Exercise prompt
Where does the string "page" appear in the records? Copy every line that contains it.

Data records:

--- start ---

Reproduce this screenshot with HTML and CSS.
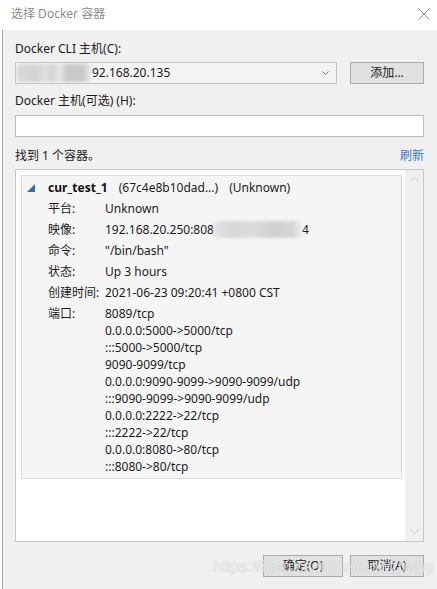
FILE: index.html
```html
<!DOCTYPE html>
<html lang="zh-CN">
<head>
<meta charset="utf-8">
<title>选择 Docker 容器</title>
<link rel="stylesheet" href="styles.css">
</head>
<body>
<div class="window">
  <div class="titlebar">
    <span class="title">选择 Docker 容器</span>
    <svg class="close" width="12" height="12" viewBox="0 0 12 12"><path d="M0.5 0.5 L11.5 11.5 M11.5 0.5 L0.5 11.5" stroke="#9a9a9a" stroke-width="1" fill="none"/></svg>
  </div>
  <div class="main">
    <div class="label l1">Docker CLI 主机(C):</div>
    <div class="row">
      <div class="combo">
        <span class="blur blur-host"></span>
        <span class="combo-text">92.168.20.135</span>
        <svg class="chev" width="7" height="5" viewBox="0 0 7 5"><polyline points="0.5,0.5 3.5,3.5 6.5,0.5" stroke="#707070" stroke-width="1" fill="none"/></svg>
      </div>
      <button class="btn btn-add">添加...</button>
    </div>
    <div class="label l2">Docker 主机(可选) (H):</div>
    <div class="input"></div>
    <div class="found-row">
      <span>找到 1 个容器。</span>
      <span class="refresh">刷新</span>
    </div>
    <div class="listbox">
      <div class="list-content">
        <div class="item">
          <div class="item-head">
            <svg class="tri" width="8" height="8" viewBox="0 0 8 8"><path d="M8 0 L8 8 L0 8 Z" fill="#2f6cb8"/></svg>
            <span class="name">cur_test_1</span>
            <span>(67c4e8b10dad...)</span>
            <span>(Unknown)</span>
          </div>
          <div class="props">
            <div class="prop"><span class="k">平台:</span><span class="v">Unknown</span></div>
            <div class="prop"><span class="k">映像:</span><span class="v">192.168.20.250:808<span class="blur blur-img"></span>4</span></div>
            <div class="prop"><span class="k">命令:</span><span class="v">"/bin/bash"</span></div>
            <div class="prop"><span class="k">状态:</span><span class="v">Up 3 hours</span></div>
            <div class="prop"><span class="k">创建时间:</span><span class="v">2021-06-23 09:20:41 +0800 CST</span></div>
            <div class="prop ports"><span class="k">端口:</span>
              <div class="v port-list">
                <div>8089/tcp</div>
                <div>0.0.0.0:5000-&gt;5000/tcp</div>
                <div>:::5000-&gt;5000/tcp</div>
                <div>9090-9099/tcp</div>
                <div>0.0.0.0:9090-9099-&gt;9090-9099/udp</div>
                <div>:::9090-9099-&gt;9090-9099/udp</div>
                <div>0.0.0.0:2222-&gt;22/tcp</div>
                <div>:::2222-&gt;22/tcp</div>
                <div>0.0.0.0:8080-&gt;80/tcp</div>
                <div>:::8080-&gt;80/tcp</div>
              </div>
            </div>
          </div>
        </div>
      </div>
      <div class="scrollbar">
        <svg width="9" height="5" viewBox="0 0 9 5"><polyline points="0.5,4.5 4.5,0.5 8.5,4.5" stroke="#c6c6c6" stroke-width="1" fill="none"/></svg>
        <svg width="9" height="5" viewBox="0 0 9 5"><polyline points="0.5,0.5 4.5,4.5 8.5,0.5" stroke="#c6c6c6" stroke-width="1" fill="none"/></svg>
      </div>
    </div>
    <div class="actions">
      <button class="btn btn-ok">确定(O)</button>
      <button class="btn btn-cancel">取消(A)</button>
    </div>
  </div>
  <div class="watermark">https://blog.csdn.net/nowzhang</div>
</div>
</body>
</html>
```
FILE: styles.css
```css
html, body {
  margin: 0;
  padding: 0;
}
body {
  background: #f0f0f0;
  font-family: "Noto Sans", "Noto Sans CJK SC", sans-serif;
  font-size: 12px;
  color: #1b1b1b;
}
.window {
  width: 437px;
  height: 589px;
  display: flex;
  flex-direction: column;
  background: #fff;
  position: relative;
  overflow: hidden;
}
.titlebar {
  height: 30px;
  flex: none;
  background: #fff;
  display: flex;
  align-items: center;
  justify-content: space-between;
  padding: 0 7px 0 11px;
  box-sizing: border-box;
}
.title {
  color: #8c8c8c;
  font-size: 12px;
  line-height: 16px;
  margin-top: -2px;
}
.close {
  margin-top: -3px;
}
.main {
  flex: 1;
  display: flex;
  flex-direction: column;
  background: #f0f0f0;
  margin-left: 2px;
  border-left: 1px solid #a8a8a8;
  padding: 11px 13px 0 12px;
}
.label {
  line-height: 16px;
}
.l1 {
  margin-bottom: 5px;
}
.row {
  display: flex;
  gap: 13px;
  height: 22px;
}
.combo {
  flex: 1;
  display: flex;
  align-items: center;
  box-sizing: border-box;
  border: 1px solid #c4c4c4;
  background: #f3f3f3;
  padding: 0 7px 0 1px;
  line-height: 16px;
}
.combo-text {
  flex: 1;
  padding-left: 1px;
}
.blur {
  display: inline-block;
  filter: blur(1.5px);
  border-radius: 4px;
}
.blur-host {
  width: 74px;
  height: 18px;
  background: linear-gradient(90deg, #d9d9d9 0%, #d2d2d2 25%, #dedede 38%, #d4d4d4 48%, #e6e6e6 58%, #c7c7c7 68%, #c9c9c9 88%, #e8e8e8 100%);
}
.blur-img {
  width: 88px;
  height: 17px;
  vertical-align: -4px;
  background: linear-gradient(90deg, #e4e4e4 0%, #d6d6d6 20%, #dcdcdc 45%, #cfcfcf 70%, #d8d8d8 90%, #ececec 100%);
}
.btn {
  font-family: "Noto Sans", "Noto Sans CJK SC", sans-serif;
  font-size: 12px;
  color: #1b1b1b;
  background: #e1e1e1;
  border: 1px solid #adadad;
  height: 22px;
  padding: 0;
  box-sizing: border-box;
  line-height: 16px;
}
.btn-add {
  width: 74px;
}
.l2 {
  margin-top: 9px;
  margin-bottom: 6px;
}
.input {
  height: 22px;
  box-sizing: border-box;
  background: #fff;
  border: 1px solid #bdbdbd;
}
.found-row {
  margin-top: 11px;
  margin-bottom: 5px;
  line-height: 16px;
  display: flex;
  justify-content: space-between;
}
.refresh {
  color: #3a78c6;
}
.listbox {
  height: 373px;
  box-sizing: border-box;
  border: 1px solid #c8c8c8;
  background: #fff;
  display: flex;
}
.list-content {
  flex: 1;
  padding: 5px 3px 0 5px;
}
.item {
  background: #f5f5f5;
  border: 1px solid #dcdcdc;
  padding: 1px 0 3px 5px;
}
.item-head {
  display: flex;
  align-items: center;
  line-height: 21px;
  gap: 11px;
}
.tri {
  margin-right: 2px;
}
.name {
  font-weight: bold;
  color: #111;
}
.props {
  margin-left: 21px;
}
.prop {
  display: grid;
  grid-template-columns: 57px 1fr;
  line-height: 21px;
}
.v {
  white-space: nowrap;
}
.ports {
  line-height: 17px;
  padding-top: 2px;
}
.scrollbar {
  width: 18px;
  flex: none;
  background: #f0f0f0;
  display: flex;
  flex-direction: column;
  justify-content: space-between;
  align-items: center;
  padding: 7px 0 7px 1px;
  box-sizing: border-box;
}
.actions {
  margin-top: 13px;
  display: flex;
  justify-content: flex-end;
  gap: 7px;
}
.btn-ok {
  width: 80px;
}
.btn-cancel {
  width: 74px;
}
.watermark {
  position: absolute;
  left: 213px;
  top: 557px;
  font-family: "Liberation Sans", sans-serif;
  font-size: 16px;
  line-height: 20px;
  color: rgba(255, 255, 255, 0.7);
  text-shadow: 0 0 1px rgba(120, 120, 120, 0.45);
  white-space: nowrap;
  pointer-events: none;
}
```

--- end ---
--- start ---

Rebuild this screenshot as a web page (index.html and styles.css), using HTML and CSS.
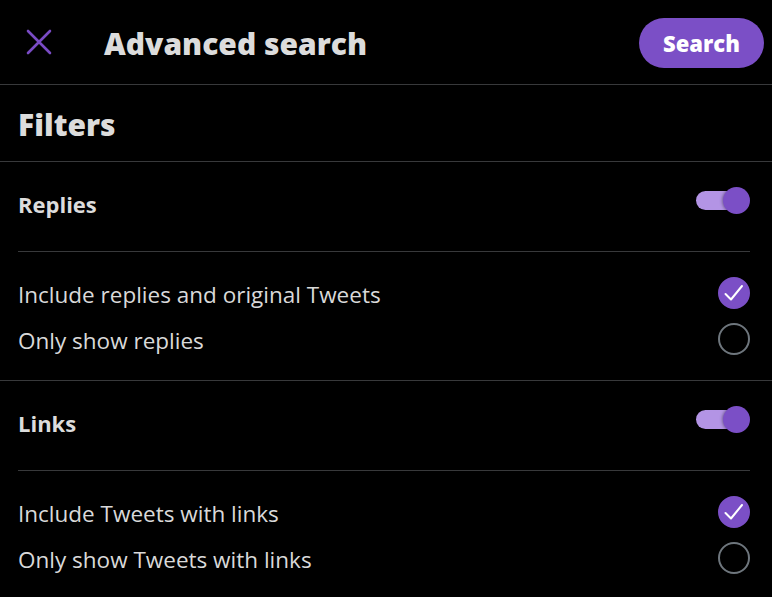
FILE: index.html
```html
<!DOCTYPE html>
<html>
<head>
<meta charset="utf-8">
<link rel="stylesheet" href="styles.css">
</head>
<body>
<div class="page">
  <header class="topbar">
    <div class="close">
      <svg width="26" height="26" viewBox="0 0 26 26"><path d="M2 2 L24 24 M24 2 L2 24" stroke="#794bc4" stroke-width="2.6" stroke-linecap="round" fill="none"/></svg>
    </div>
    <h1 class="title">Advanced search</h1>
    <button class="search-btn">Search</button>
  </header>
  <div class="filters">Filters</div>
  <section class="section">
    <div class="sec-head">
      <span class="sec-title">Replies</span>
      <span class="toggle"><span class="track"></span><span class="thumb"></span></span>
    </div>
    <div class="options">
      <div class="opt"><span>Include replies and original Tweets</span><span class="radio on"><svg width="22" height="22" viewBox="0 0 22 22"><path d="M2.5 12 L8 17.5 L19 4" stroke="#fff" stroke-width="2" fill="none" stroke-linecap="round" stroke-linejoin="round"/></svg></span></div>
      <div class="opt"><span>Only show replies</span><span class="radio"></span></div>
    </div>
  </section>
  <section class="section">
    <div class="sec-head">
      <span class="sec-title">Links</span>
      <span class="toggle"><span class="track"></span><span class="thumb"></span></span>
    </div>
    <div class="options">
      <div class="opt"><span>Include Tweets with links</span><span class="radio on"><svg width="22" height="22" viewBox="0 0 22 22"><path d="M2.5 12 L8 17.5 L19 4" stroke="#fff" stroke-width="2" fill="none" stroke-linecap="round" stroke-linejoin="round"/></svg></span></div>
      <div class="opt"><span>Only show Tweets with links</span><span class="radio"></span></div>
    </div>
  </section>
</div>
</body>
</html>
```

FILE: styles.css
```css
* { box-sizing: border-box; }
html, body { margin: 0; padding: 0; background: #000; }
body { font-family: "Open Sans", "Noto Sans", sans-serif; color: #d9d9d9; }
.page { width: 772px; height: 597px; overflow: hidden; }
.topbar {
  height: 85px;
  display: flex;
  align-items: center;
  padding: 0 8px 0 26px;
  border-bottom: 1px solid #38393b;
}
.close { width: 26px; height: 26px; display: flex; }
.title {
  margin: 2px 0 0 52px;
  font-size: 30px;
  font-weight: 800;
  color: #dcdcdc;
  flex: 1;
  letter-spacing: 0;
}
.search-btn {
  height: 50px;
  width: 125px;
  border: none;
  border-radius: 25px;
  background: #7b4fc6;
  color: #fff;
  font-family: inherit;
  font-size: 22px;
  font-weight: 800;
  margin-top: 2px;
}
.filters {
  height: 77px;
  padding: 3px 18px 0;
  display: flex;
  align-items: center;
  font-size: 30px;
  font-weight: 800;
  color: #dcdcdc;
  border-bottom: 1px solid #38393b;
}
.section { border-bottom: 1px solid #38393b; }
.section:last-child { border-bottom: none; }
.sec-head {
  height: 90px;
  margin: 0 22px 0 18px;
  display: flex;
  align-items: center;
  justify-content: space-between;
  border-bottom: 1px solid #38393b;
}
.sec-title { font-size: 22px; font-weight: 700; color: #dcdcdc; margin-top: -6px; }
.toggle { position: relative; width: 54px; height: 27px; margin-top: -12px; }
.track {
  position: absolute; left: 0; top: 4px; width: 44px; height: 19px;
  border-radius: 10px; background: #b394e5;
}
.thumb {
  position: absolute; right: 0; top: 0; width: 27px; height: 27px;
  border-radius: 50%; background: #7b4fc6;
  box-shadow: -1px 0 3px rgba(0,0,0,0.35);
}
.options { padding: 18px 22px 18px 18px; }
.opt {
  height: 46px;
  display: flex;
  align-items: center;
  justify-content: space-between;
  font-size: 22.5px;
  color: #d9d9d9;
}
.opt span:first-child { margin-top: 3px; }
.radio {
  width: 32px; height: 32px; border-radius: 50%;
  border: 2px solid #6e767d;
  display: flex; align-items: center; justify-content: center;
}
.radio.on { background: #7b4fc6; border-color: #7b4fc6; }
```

--- end ---

Exercise solution
Rebuild this screenshot as a web page (index.html and styles.css), using HTML and CSS.
<div class="page">
.page { width: 772px; height: 597px; overflow: hidden; }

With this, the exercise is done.